**Goal:** Set the listing down unchanged, minus every embedded image.

::::::

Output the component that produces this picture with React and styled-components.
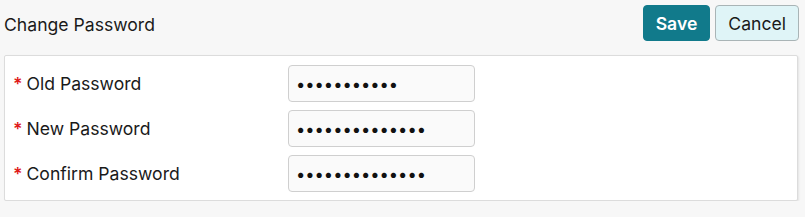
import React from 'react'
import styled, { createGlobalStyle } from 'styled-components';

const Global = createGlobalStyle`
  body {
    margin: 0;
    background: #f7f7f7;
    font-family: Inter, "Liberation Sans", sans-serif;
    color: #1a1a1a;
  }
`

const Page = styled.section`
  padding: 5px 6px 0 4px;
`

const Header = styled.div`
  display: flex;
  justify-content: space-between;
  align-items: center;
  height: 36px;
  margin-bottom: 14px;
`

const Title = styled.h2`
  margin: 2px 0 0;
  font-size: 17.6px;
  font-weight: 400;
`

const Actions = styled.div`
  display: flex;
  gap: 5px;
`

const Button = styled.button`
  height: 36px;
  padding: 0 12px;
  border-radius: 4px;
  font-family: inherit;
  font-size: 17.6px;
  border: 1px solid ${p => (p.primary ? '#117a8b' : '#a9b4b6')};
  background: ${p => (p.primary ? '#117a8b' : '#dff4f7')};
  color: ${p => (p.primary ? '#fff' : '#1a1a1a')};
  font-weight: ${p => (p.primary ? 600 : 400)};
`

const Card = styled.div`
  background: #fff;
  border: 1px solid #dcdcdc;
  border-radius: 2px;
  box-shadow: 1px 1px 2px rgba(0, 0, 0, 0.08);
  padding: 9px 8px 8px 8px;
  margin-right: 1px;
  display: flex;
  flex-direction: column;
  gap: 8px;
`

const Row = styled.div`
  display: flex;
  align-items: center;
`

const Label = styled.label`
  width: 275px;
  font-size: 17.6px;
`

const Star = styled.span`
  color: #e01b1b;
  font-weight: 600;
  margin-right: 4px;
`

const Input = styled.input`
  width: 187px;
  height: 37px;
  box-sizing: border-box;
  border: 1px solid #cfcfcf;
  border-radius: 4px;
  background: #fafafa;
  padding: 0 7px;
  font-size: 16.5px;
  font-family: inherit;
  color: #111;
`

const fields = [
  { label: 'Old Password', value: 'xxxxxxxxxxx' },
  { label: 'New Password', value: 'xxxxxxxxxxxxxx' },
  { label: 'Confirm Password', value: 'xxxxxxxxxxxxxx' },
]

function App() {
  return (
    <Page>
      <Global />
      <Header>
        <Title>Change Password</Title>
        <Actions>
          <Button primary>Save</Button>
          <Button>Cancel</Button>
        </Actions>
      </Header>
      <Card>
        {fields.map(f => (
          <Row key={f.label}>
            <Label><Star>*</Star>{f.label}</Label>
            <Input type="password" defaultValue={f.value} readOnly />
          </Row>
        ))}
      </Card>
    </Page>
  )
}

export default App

::::::

**Completed exercise:**
Output the component that produces this picture with React and styled-components.
import React from 'react'
import styled, { createGlobalStyle } from 'styled-components';

const Global = createGlobalStyle`
  body {
    margin: 0;
    background: #f7f7f7;
    font-family: Inter, "Liberation Sans", sans-serif;
    color: #1a1a1a;
  }
`

const Page = styled.section`
  padding: 5px 6px 0 4px;
`

const Header = styled.div`
  display: flex;
  justify-content: space-between;
  align-items: center;
  height: 36px;
  margin-bottom: 14px;
`

const Title = styled.h2`
  margin: 2px 0 0;
  font-size: 17.6px;
  font-weight: 400;
`

const Actions = styled.div`
  display: flex;
  gap: 5px;
`

const Button = styled.button`
  height: 36px;
  padding: 0 12px;
  border-radius: 4px;
  font-family: inherit;
  font-size: 17.6px;
  border: 1px solid ${p => (p.primary ? '#117a8b' : '#a9b4b6')};
  background: ${p => (p.primary ? '#117a8b' : '#dff4f7')};
  color: ${p => (p.primary ? '#fff' : '#1a1a1a')};
  font-weight: ${p => (p.primary ? 600 : 400)};
`

const Card = styled.div`
  background: #fff;
  border: 1px solid #dcdcdc;
  border-radius: 2px;
  box-shadow: 1px 1px 2px rgba(0, 0, 0, 0.08);
  padding: 9px 8px 8px 8px;
  margin-right: 1px;
  display: flex;
  flex-direction: column;
  gap: 8px;
`

const Row = styled.div`
  display: flex;
  align-items: center;
`

const Label = styled.label`
  width: 275px;
  font-size: 17.6px;
`

const Star = styled.span`
  color: #e01b1b;
  font-weight: 600;
  margin-right: 4px;
`

const Input = styled.input`
  width: 187px;
  height: 37px;
  box-sizing: border-box;
  border: 1px solid #cfcfcf;
  border-radius: 4px;
  background: #fafafa;
  padding: 0 7px;
  font-size: 16.5px;
  font-family: inherit;
  color: #111;
`

const fields = [
  { label: 'Old Password', value: 'xxxxxxxxxxx' },
  { label: 'New Password', value: 'xxxxxxxxxxxxxx' },
  { label: 'Confirm Password', value: 'xxxxxxxxxxxxxx' },
]

function App() {
  return (
    <Page>
      <Global />
      <Header>
        <Title>Change Password</Title>
        <Actions>
          <Button primary>Save</Button>
          <Button>Cancel</Button>
        </Actions>
      </Header>
      <Card>
        {fields.map(f => (
          <Row key={f.label}>
            <Label><Star>*</Star>{f.label}</Label>
            <Input type="password" defaultValue={f.value} readOnly />
          </Row>
        ))}
      </Card>
    </Page>
  )
}

export default App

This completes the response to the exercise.